EDITORIAL: Tax cutting requirement’s predictable results

It was as predictable as the sun rising each morning. A committee of the Macon-Bibb County consolidated government unanimously approved a measure sponsored by Commissioner Al Tillman to ask the General Assembly to lower the 20 percent budget reduction required by the bill to 10 percent. The full commission will take the necessary vote in December. Why predictable?

While there were some proponents of consolidation who stressed the included budget cuts, there were others who warned of its consequences. The brainchild of then-state Sen. Cecil Staton, the tax cut was supposed to add extra incentive for residents to vote for the consolidation proposal, but it was a loss-leader from the beginning and should have never been included.

Yes, there was a big loophole also placed in the bill that said a majority of the commission could override the requirement if it was to fund public safety. That loophole survived because lawmakers knew plans were on the table to construct three new fire stations -- two of which are now open for business, requiring additional firefighters.

Lawmakers also were aware that, at least in other government consolidations, the cost of government actually increases before it levels off. As far back as the 1990s, consultants from the University of Georgia warned that consolidation should not be viewed as a cost savings vehicle, but rather that consolidation would slow the growth of government.

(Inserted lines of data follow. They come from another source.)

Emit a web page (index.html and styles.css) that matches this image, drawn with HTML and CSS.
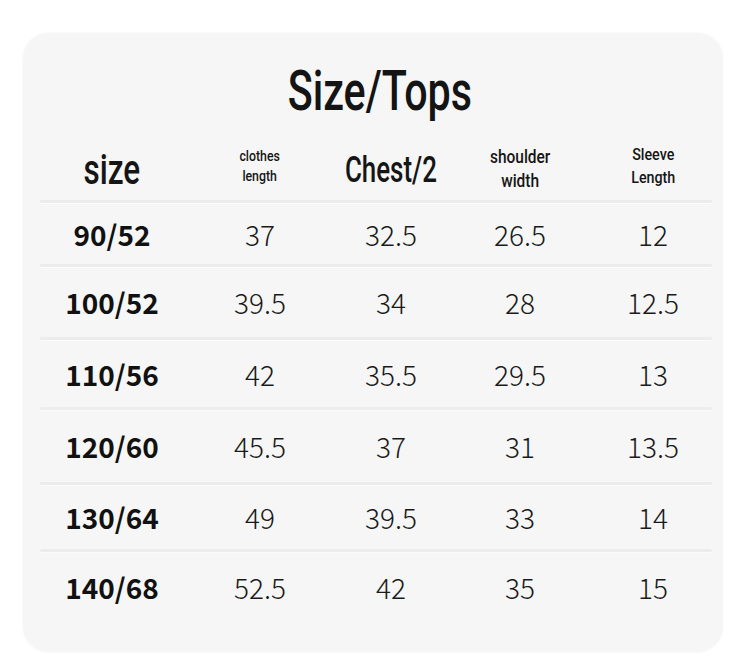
FILE: index.html
```html
<!DOCTYPE html>
<html lang="en">
<head>
<meta charset="utf-8">
<title>Size/Tops</title>
<link rel="stylesheet" href="styles.css">
</head>
<body>
<div class="card">
  <h1 class="title"><span class="cond">Size/Tops</span></h1>
  <div class="head">
    <div class="hcell"><span class="cond h-size">size</span></div>
    <div class="hcell"><span class="cond h-small">clothes<br>length</span></div>
    <div class="hcell"><span class="cond h-chest">Chest/2</span></div>
    <div class="hcell"><span class="cond h-mid">shoulder<br>width</span></div>
    <div class="hcell"><span class="cond h-mid2">Sleeve<br>Length</span></div>
  </div>
  <div class="table">
    <div class="sep"></div>
    <div class="row"><div class="key">90/52</div><div class="val">37</div><div class="val">32.5</div><div class="val">26.5</div><div class="val">12</div></div>
    <div class="sep"></div>
    <div class="row"><div class="key">100/52</div><div class="val">39.5</div><div class="val">34</div><div class="val">28</div><div class="val">12.5</div></div>
    <div class="sep"></div>
    <div class="row"><div class="key">110/56</div><div class="val">42</div><div class="val">35.5</div><div class="val">29.5</div><div class="val">13</div></div>
    <div class="sep"></div>
    <div class="row"><div class="key">120/60</div><div class="val">45.5</div><div class="val">37</div><div class="val">31</div><div class="val">13.5</div></div>
    <div class="sep"></div>
    <div class="row"><div class="key">130/64</div><div class="val">49</div><div class="val">39.5</div><div class="val">33</div><div class="val">14</div></div>
    <div class="sep"></div>
    <div class="row"><div class="key">140/68</div><div class="val">52.5</div><div class="val">42</div><div class="val">35</div><div class="val">15</div></div>
  </div>
</div>
</body>
</html>
```
FILE: styles.css
```css
* { box-sizing: border-box; }
html, body { margin: 0; padding: 0; background: #ffffff; }
body { width: 750px; height: 668px; overflow: hidden; color: #111; }

.card {
  margin: 33px 0 0 23px;
  width: 700px;
  height: 619px;
  background: #f6f6f6;
  border-radius: 26px;
  box-shadow: 0 0 3px rgba(0,0,0,0.05);
  padding: 31px 14px 0 20px;
  display: flex;
  flex-direction: column;
}

.cond { display: inline-block; transform: scaleX(0.75); }

.title {
  margin: 0;
  font-family: Roboto, "Liberation Sans", sans-serif;
  font-weight: 500;
  font-size: 55px;
  line-height: 55px;
  text-align: center;
  color: #141414;
  padding-left: 8px;
}

.head, .row {
  display: grid;
  grid-template-columns: 138px 158px 104px 154px 112px;
  align-items: center;
  justify-items: center;
}

.head {
  margin-top: 21px;
  height: 60px;
  font-family: Roboto, "Liberation Sans", sans-serif;
  color: #151515;
}
.hcell { text-align: center; white-space: nowrap; }
.h-size { font-size: 42px; line-height: 42px; font-weight: 500; }
.h-chest { font-size: 36px; line-height: 36px; font-weight: 500; transform: scaleX(0.72); }
.h-small { font-size: 15px; line-height: 20px; font-weight: 500; transform: translateY(-4px) scaleX(0.82); }
.h-mid { font-size: 18px; line-height: 24px; font-weight: 500; transform: translateY(-1px) scaleX(0.86); }
.h-mid2 { font-size: 17px; line-height: 23px; font-weight: 500; transform: translateY(-4px) scaleX(0.84); }

.table {
  display: grid;
  grid-template-rows: 3px 61px 3px 70px 3px 67px 3px 72px 3px 64px 3px 70px;
  margin: 0 -3px 0 -3px;
}
.table .row { padding: 0 3px 0 3px; }

.sep {
  height: 3px;
  border-radius: 2px;
  background: #ececec;
  box-shadow: 0 1px 0 #fbfbfb;
}

.row {
  font-family: "Noto Sans CJK SC", "Noto Sans", sans-serif;
  font-size: 28px;
  line-height: 28px;
}
.key { font-weight: 700; color: #111; }
.val { font-weight: 300; color: #1a1a1a; }
```
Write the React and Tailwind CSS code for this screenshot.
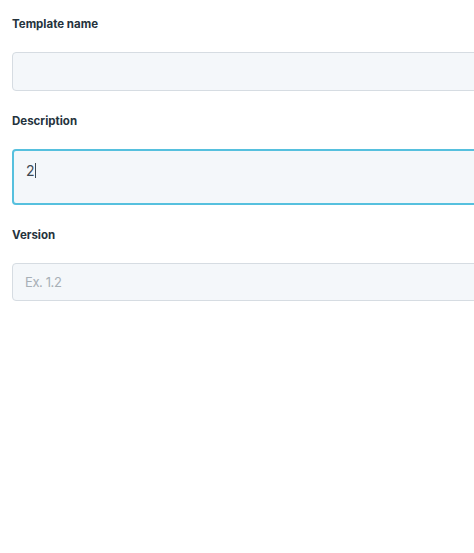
import React from 'react';

const fieldBase =
  'block w-full rounded-[4px] border border-[#d6dce2] bg-[#f4f7fa] px-3 text-[13px] text-[#3c4852] outline-none placeholder:text-[#a7afb6] placeholder:tracking-[-0.4px]';

export default function App() {
  return (
    <div className="h-[553px] w-[474px] overflow-hidden bg-white font-['Inter',sans-serif]">
      <form className="w-[540px] pl-3 pt-4">
        <label className="block text-[11.5px] font-bold leading-4 text-[#25333d]">Template name</label>
        <input type="text" className={`${fieldBase} mt-5 h-[39px]`} />

        <label className="mt-[22px] block text-[11.5px] font-bold leading-4 text-[#25333d]">Description</label>
        <div className="mt-5 h-[56px] w-full rounded-[4px] border-2 border-[#56c0de] bg-[#f4f7fa] px-3 pt-[10px] text-[14px] leading-4 text-[#3c4852]">
          2<span className="inline-block h-[15px] w-px translate-y-[2px] bg-[#3c4852]" />
        </div>

        <label className="mt-[22px] block text-[11.5px] font-bold leading-4 text-[#25333d]">Version</label>
        <input type="text" placeholder="Ex. 1.2" className={`${fieldBase} mt-5 h-[38px]`} />
      </form>
    </div>
  );
}
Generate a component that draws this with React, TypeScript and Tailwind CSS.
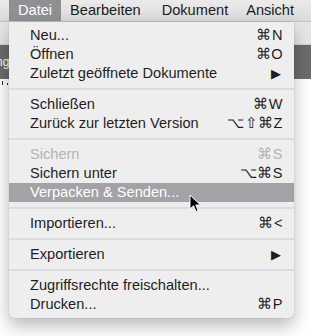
import React from 'react';

type Item =
  | { kind: 'sep' }
  | { kind: 'item'; label: string; key?: string; sub?: boolean; disabled?: boolean; active?: boolean };

const items: Item[] = [
  { kind: 'item', label: 'Neu...', key: '⌘N' },
  { kind: 'item', label: 'Öffnen', key: '⌘O' },
  { kind: 'item', label: 'Zuletzt geöffnete Dokumente', sub: true },
  { kind: 'sep' },
  { kind: 'item', label: 'Schließen', key: '⌘W' },
  { kind: 'item', label: 'Zurück zur letzten Version', key: '⌥⇧⌘Z' },
  { kind: 'sep' },
  { kind: 'item', label: 'Sichern', key: '⌘S', disabled: true },
  { kind: 'item', label: 'Sichern unter', key: '⌥⌘S' },
  { kind: 'item', label: 'Verpacken & Senden...', active: true },
  { kind: 'sep' },
  { kind: 'item', label: 'Importieren...', key: '⌘<' },
  { kind: 'sep' },
  { kind: 'item', label: 'Exportieren', sub: true },
  { kind: 'sep' },
  { kind: 'item', label: 'Zugriffsrechte freischalten...' },
  { kind: 'item', label: 'Drucken...', key: '⌘P' },
];

const Cursor: React.FC = () => (
  <svg width="13" height="19" viewBox="0 0 13 19" className="absolute left-[189px] top-[194px]">
    <path d="M1 1 L1 15 L4.5 11.8 L7 17.5 L9.2 16.5 L6.8 11 L11.5 11 Z" fill="#000" stroke="#fff" strokeWidth="1" strokeLinejoin="round" />
  </svg>
);

const App: React.FC = () => {
  return (
    <div className="relative w-[311px] h-[336px] overflow-hidden bg-white text-[14.6px] font-['Liberation_Sans',Arial,sans-serif]">
      {/* menu bar */}
      <div className="h-[22px] flex items-center bg-gradient-to-b from-[#ebebeb] to-[#dadada] border-b border-[#c4c4c4] text-[#1c1c1c]">
        <div className="ml-[9px] h-full px-[9px] flex items-center bg-[#8f8f94] text-white">Datei</div>
        <div className="ml-[9px]">Bearbeiten</div>
        <div className="ml-[21px]">Dokument</div>
        <div className="ml-[18px]">Ansicht</div>
      </div>
      {/* window behind */}
      <div className="h-[23px] bg-[#e6e6e6] border-b border-[#d0d0d0]" />
      <div className="h-[34px] bg-[#6c6c6c] flex items-center">
        <span className="ml-[-4px] text-[12px] text-white">ng</span>
      </div>
      <div className="h-[6px] bg-white flex items-end gap-[4px] pl-[2px]">
        <div className="w-px h-[4px] bg-[#333]" />
        <div className="w-px h-[2px] bg-[#333]" />
        <div className="w-px h-[2px] bg-[#333]" />
      </div>

      {/* dropdown */}
      <div className="absolute left-[9px] top-[22px] w-[285px] pt-[4px] pb-[4px] bg-[#eeeeee] rounded-b-[5px] shadow-[0_8px_18px_rgba(0,0,0,0.28),0_0_1px_rgba(0,0,0,0.35)]">
        {items.map((it, i) =>
          it.kind === 'sep' ? (
            <div key={i} className="h-[12px] flex items-center">
              <div className="w-full h-[2px] bg-[#dcdcdc]" />
            </div>
          ) : (
            <div
              key={i}
              className={
                'h-[19px] flex items-center justify-between pl-[21px] pr-[11px] ' +
                (it.active ? 'bg-[#a3a2a7] text-white' : it.disabled ? 'text-[#b4b4b4]' : 'text-[#1e1e1e]')
              }
            >
              <span>{it.label}</span>
              {it.key && <span className="tracking-[0.5px]">{it.key}</span>}
              {it.sub && <span className="text-[13px] mr-[2px]">▶</span>}
            </div>
          ),
        )}
      </div>
      <Cursor />
    </div>
  );
};

export default App;
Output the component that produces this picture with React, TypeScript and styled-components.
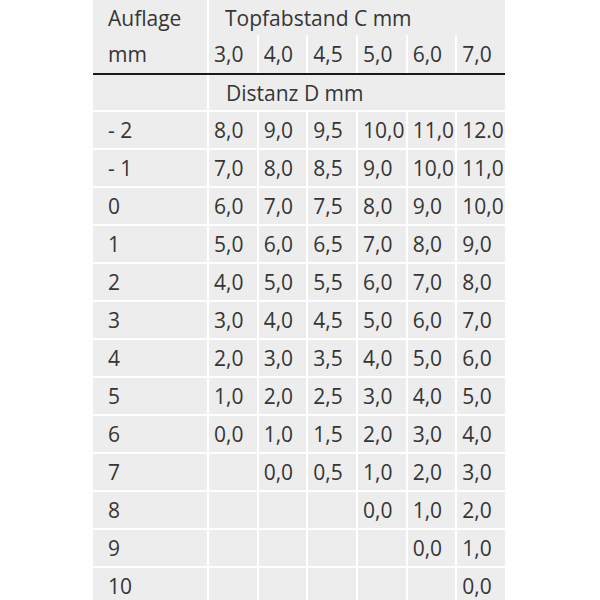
import styled, { createGlobalStyle } from "styled-components";

const GlobalStyle = createGlobalStyle`
  html, body {
    margin: 0;
    padding: 0;
    background: #ffffff;
  }
  body {
    font-family: "Open Sans", "Noto Sans", "Liberation Sans", sans-serif;
    color: #353535;
    overflow: hidden;
  }
`;

const Page = styled.div`
  padding-left: 93px;
  width: 412px;
`;

const Header = styled.div`
  display: grid;
  grid-template-columns: 114px repeat(6, 1fr);
  grid-template-rows: 35px 38px;
  column-gap: 2px;
  background: #ffffff;
  border-bottom: 2px solid #1a1a1a;
`;

const Body = styled.div`
  display: grid;
  grid-template-columns: 114px repeat(6, 1fr);
  grid-auto-rows: 36px;
  grid-template-rows: 35px;
  gap: 2px;
  background: #ffffff;
`;

const Cell = styled.div<{ $first?: boolean; $span?: boolean; $pad?: number }>`
  background: #ededed;
  display: flex;
  align-items: center;
  font-size: 21px;
  white-space: nowrap;
  padding-left: ${(p) => (p.$pad ?? (p.$first ? 15 : 5))}px;
  ${(p) => (p.$span ? "grid-column: 2 / 8;" : "")}
`;

const StackCell = styled.div`
  grid-row: 1 / 3;
  background: #ededed;
  display: grid;
  grid-template-rows: 35px 38px;
  font-size: 21px;
  padding-left: 15px;

  span {
    display: flex;
    align-items: center;
  }
`;

const columns = ["3,0", "4,0", "4,5", "5,0", "6,0", "7,0"];

const rows: [string, string[]][] = [
  ["- 2", ["8,0", "9,0", "9,5", "10,0", "11,0", "12.0"]],
  ["- 1", ["7,0", "8,0", "8,5", "9,0", "10,0", "11,0"]],
  ["0", ["6,0", "7,0", "7,5", "8,0", "9,0", "10,0"]],
  ["1", ["5,0", "6,0", "6,5", "7,0", "8,0", "9,0"]],
  ["2", ["4,0", "5,0", "5,5", "6,0", "7,0", "8,0"]],
  ["3", ["3,0", "4,0", "4,5", "5,0", "6,0", "7,0"]],
  ["4", ["2,0", "3,0", "3,5", "4,0", "5,0", "6,0"]],
  ["5", ["1,0", "2,0", "2,5", "3,0", "4,0", "5,0"]],
  ["6", ["0,0", "1,0", "1,5", "2,0", "3,0", "4,0"]],
  ["7", ["", "0,0", "0,5", "1,0", "2,0", "3,0"]],
  ["8", ["", "", "", "0,0", "1,0", "2,0"]],
  ["9", ["", "", "", "", "0,0", "1,0"]],
  ["10", ["", "", "", "", "", "0,0"]],
];

export default function App() {
  return (
    <>
      <GlobalStyle />
      <Page>
        <Header>
          <StackCell>
            <span>Auflage</span>
            <span>mm</span>
          </StackCell>
          <Cell $span $pad={16}>Topfabstand C mm</Cell>
          {columns.map((c) => (
            <Cell key={c}>{c}</Cell>
          ))}
        </Header>
        <Body>
          <Cell $first />
          <Cell $span $pad={17}>Distanz D mm</Cell>
          {rows.map(([label, values]) => (
            <>
              <Cell $first key={label}>{label}</Cell>
              {values.map((v, i) => (
                <Cell key={label + i}>{v}</Cell>
              ))}
            </>
          ))}
        </Body>
      </Page>
    </>
  );
}
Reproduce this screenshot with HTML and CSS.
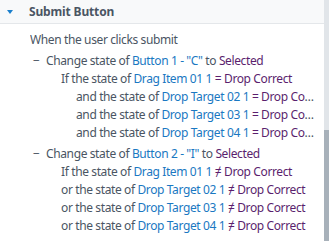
FILE: index.html
```html
<!DOCTYPE html>
<html>
<head>
<meta charset="utf-8">
<link rel="stylesheet" href="styles.css">
</head>
<body>
<div class="page">
  <div class="main">
    <div class="header">
      <span class="caret"></span>
      <span class="title">Submit Button</span>
    </div>
    <div class="body">
      <div class="line l0">When the user clicks submit</div>
      <div class="group">
        <div class="line l1"><span class="dash">−</span>Change state of <span class="obj">Button 1 - "C"</span> to <span class="val">Selected</span></div>
        <div class="line l2">If the state of <span class="obj">Drag Item 01 1</span> <span class="val">= Drop Correct</span></div>
        <div class="line l3">and the state of <span class="obj">Drop Target 02 1</span> <span class="val">= Drop Correct</span></div>
        <div class="line l3">and the state of <span class="obj">Drop Target 03 1</span> <span class="val">= Drop Correct</span></div>
        <div class="line l3">and the state of <span class="obj">Drop Target 04 1</span> <span class="val">= Drop Correct</span></div>
      </div>
      <div class="group">
        <div class="line l1"><span class="dash">−</span>Change state of <span class="obj">Button 2 - "I"</span> to <span class="val">Selected</span></div>
        <div class="line l2">If the state of <span class="obj">Drag Item 01 1</span> <span class="val">≠ Drop Correct</span></div>
        <div class="line l2">or the state of <span class="obj">Drop Target 02 1</span> <span class="val">≠ Drop Correct</span></div>
        <div class="line l2">or the state of <span class="obj">Drop Target 03 1</span> <span class="val">≠ Drop Correct</span></div>
        <div class="line l2">or the state of <span class="obj">Drop Target 04 1</span> <span class="val">≠ Drop Correct</span></div>
      </div>
    </div>
  </div>
  <div class="scrollbar"><div class="thumb"></div></div>
</div>
</body>
</html>
```

FILE: styles.css
```css
html, body {
  margin: 0;
  padding: 0;
  background: #ffffff;
}
body {
  font-family: "Noto Sans", "Open Sans", sans-serif;
  font-size: 12px;
  letter-spacing: -0.38px;
  color: #4a5563;
}
.page {
  display: flex;
  width: 329px;
  height: 241px;
  overflow: hidden;
}
.main {
  flex: 1;
  min-width: 0;
}
.header {
  background: #f8f9fa;
  border-bottom: 1px solid #e4e7ea;
  display: flex;
  align-items: center;
  box-sizing: border-box;
  height: 24px;
}
.caret {
  width: 0;
  height: 0;
  margin-left: 7px;
  border-left: 3.5px solid transparent;
  border-right: 3.5px solid transparent;
  border-top: 4px solid #1b7fcc;
}
.title {
  margin-left: 16px;
  font-weight: bold;
  letter-spacing: -0.15px;
  color: #4a5563;
}
.body {
  padding: 7px 7px 0 30px;
  display: flex;
  flex-direction: column;
  gap: 3px;
}
.group {
  display: flex;
  flex-direction: column;
}
.line {
  height: 18px;
  line-height: 18px;
  white-space: nowrap;
  overflow: hidden;
  text-overflow: ellipsis;
}
.l0 { padding-left: 0; }
.l1 { padding-left: 3px; }
.l2 { padding-left: 31px; }
.l3 { padding-left: 46px; }
.dash {
  display: inline-block;
  width: 13px;
}
.obj { color: #1a78c2; }
.val { color: #5b1f6e; }
.scrollbar {
  width: 5px;
  background: #e1e5e9;
  display: flex;
  flex-direction: column;
  justify-content: flex-end;
}
.thumb {
  height: 111px;
  background: #a8b1ba;
}
```
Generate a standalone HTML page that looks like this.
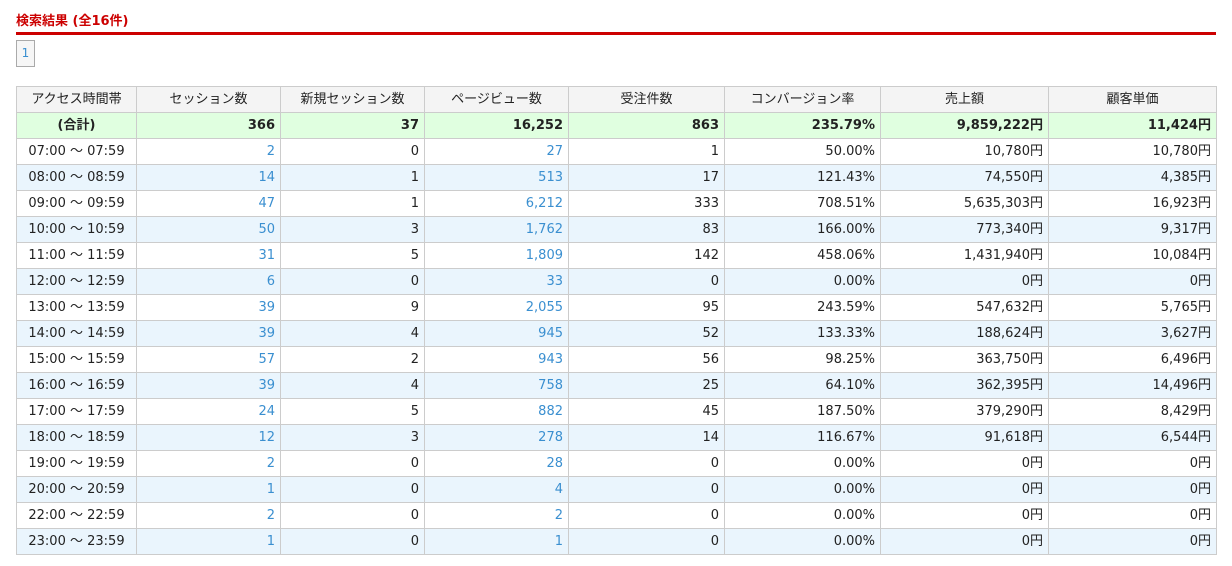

The government is just about to celebrate its first birthday, and this next budget cycle will be as trying as the last one. Commissioners will have to attempt to equalize salaries between the old city and county. That will cost an estimated $3.5 million. It should be understood that the cost of equalizing salaries is not a one-time expense but a recurring expense year after year. And there are other pressing, out-of-sight issues that no one really wants to deal with, such as closing the landfill. There will need to be other adjustments to the consolidation bill, such as what one legislator called a “drafting error.”

Commissioners need to be transparent. Taxpayers should understand that government costs money. Cleaning our streets and protecting our population and picking up garbage is not free. And while there is always the call to make government run more efficiently, there also is a law of diminishing returns. The city-county government will soon face what many private concerns already are dealing with: an older workforce nearing retirement. The days of attracting the brightest into government work because of the trade-off of lower pay for secure benefits are over.